Mix a cup of white vinegar, 3/4 cup of sugar and a spoonful of cornstarch in a separate bowl and stir it up real well. After the beets have boiled down a bit, dump the vinegar solution in with the beets and let it come back to a boil and that’s it. I like ’em hot. I like ’em cold. I like ’em in the pot three days old.

Unfortunately, every beet in my garden is ready for harvest. One evening this week I’ll fix another mess and then Loretta I will pickle the rest so that I can enjoy them for the next 11 months right out of the jar that I keep handy in the refrigerator door. We also have 24 heads of cabbage that have to be turned into kraut or given away over the next two weeks. In the meantime, steamed, buttered cabbage stays on the menu along with coleslaw.

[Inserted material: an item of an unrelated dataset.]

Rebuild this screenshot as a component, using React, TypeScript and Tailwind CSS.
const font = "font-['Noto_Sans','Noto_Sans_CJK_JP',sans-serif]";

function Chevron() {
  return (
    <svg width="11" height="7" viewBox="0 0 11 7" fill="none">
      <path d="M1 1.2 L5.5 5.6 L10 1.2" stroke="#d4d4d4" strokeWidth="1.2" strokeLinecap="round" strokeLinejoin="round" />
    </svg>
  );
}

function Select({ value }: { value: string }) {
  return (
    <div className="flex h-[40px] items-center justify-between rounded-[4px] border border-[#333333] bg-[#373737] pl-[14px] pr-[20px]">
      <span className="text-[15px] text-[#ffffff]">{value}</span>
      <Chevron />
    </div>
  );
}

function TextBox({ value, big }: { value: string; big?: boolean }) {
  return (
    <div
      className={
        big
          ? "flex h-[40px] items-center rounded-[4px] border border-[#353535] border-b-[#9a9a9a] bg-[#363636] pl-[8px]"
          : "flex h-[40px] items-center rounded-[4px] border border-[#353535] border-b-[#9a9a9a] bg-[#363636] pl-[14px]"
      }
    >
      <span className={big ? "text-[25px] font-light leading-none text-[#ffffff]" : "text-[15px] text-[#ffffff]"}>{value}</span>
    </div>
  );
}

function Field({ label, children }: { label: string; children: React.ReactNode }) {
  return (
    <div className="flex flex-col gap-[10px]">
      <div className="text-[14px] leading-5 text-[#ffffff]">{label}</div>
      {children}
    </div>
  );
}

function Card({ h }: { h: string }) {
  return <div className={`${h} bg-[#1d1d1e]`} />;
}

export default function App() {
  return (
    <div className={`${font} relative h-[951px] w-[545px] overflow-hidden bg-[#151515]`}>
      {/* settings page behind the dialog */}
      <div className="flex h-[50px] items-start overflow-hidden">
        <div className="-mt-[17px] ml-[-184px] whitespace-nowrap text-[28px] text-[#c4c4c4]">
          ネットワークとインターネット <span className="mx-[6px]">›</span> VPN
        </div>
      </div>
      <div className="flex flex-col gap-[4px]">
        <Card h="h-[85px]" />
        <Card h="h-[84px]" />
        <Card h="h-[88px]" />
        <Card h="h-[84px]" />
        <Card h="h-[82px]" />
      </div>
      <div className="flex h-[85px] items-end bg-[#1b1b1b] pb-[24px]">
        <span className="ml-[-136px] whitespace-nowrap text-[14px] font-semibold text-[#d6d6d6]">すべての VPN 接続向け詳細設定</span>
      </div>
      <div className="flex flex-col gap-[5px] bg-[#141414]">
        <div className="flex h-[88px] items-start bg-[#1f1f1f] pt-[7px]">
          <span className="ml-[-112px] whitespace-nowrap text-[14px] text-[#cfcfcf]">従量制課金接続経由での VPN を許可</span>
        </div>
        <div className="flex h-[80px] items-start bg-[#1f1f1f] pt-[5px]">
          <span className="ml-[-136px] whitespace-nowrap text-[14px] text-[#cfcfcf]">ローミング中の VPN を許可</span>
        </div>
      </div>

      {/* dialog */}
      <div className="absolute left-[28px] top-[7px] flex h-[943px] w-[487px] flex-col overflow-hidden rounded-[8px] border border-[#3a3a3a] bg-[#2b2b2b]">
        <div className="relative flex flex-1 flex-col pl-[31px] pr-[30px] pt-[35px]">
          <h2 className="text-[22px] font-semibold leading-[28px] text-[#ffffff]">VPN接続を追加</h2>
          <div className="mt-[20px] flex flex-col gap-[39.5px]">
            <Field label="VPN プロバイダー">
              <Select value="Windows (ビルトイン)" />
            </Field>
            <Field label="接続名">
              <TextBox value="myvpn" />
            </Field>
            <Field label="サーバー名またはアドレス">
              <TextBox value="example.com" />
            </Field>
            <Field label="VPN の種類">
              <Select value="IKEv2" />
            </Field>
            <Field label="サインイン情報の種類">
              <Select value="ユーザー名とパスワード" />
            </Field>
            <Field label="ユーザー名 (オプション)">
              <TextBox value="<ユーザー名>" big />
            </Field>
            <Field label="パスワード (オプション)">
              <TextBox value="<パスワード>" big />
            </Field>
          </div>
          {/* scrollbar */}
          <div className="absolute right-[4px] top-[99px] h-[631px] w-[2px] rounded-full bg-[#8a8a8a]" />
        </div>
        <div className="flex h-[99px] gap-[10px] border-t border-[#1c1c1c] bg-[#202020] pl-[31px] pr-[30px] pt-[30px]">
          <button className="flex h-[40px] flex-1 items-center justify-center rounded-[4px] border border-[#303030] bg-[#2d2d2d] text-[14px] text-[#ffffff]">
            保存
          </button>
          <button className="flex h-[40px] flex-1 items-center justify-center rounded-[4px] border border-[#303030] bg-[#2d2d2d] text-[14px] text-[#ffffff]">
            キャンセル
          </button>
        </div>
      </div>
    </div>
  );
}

We’ve pigged out on Roma beans cooked with little red Pontiac potatoes about the size of golf balls and believe it or not, the staggered plantings of Roma beans has worked. We get enough for one kettle per week and that’s just about right. The potatoes are about gone, but I don’t like them when they get much bigger. Besides that, I could not find seed for Yukon Golds this year and once you’ve grown that variety, anything else is simply inferior. Still the little reds are better than no potatoes at all. Served with poinsette cucumbers and cornbread, that’s all I need for supper.

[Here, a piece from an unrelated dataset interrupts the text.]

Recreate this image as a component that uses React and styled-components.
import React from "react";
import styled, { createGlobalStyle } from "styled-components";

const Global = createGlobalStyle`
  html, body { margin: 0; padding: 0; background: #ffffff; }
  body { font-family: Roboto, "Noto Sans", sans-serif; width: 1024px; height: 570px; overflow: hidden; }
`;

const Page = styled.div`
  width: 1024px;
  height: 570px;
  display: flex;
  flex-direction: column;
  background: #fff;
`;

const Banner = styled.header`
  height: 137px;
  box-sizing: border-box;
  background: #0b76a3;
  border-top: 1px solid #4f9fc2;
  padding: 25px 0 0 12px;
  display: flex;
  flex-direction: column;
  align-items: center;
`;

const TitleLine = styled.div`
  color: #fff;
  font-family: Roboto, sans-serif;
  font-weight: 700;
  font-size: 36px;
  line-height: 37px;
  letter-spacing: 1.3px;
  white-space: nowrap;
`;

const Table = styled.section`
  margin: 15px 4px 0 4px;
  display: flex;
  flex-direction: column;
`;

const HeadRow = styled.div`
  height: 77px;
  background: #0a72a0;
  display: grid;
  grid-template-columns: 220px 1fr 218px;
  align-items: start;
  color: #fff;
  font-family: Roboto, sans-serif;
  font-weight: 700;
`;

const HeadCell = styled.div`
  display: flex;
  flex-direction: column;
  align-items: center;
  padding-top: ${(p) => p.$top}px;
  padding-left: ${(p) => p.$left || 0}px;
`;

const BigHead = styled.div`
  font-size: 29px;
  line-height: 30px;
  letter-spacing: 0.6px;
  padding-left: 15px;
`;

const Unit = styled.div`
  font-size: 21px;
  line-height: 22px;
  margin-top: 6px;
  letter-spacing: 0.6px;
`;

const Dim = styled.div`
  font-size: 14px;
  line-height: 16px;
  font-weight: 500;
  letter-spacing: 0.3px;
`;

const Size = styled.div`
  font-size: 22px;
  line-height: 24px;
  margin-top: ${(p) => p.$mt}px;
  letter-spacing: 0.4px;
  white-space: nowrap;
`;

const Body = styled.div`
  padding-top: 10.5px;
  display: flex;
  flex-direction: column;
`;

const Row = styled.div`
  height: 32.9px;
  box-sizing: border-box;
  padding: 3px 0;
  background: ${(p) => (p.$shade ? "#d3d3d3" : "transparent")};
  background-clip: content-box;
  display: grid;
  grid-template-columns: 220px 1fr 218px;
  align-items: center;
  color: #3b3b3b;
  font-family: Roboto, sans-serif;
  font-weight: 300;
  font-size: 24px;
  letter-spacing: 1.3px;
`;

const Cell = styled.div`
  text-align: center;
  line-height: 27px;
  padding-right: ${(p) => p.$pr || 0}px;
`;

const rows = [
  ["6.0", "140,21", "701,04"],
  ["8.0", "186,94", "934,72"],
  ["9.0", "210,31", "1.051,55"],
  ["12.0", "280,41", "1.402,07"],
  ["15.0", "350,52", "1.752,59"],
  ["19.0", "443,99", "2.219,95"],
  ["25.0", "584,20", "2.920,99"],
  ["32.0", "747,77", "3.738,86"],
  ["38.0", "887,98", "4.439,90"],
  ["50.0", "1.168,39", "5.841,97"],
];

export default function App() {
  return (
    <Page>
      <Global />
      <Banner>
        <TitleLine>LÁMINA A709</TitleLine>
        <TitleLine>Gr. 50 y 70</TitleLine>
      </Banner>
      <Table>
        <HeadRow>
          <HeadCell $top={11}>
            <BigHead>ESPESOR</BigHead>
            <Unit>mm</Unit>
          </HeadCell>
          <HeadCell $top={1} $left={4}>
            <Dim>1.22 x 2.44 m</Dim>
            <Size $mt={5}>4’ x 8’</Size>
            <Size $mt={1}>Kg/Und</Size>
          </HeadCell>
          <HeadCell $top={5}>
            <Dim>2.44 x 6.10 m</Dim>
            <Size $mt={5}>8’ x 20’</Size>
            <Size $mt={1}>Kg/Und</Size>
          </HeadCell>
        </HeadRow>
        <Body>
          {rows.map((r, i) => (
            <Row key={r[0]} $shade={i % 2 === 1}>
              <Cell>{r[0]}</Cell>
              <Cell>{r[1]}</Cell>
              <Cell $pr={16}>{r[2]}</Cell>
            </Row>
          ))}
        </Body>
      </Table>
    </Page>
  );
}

Somewhere, a couple months ago, I stumbled upon some plants called Brocoflower which were billed as a hybrid cross between broccoli and cauliflower. We don’t normally grow either anymore because they are too prone to infestation by little green worms and I don’t like to use harsh chemicals on my veggies. Suffice to say that Ivory Liquid dish detergent has no effect on broccoli worms except to make them fatter and I’ve yet to develop a taste for green worms.

But I’m a sucker for anything new (except for worms) so I bought a six pack of the plants and stuck them in the garden. Loretta insisted on cleaning the first head, which easily weighed two pounds, by herself because she’s afraid I’ll miss a worm, and broke it up in little chunks. She was satisfied that it was worm free so she steamed and buttered it. Wow is an understatement. It has a more subtle taste than regular broccoli and the nutty, crisp texture of cauliflower. Easily the best new thing I’ve had out of my garden in a decade. We’ve either give the rest away or freeze it but I’m already looking for plants to put in this fall.

We are not overwhelmed with tomatoes just yet but that will soon be happening barring no natural disaster. In the meantime, we’ve had three Australian varieties that I purchased from Glenda McQueery. One is purplish, similar to Brandywine, one is red and pear-shaped and the last is called Great White. It’s huge and very pale yellow. I will be saving seed of all three and I only do that with two other varieties.

We are ready to start enjoying fried banana peppers and by the time the Romas have run their course, we should have plenty Bufford Caudill fall beans on the vine. The bodacious sweet corn will be a few weeks down the road but I’m still planting Edith Jones’s big white cornfield beans in it.

So, all in all, we are eating very well here on Charlie Brown Road. If you’re in the neighborhood, stop in for supper and we’ll send you home with a cabbage head, some cucumbers and sack full of squash. We’ll even share some tomatoes. But no, you can’t have the cukes and cabbage unless you also take the squash.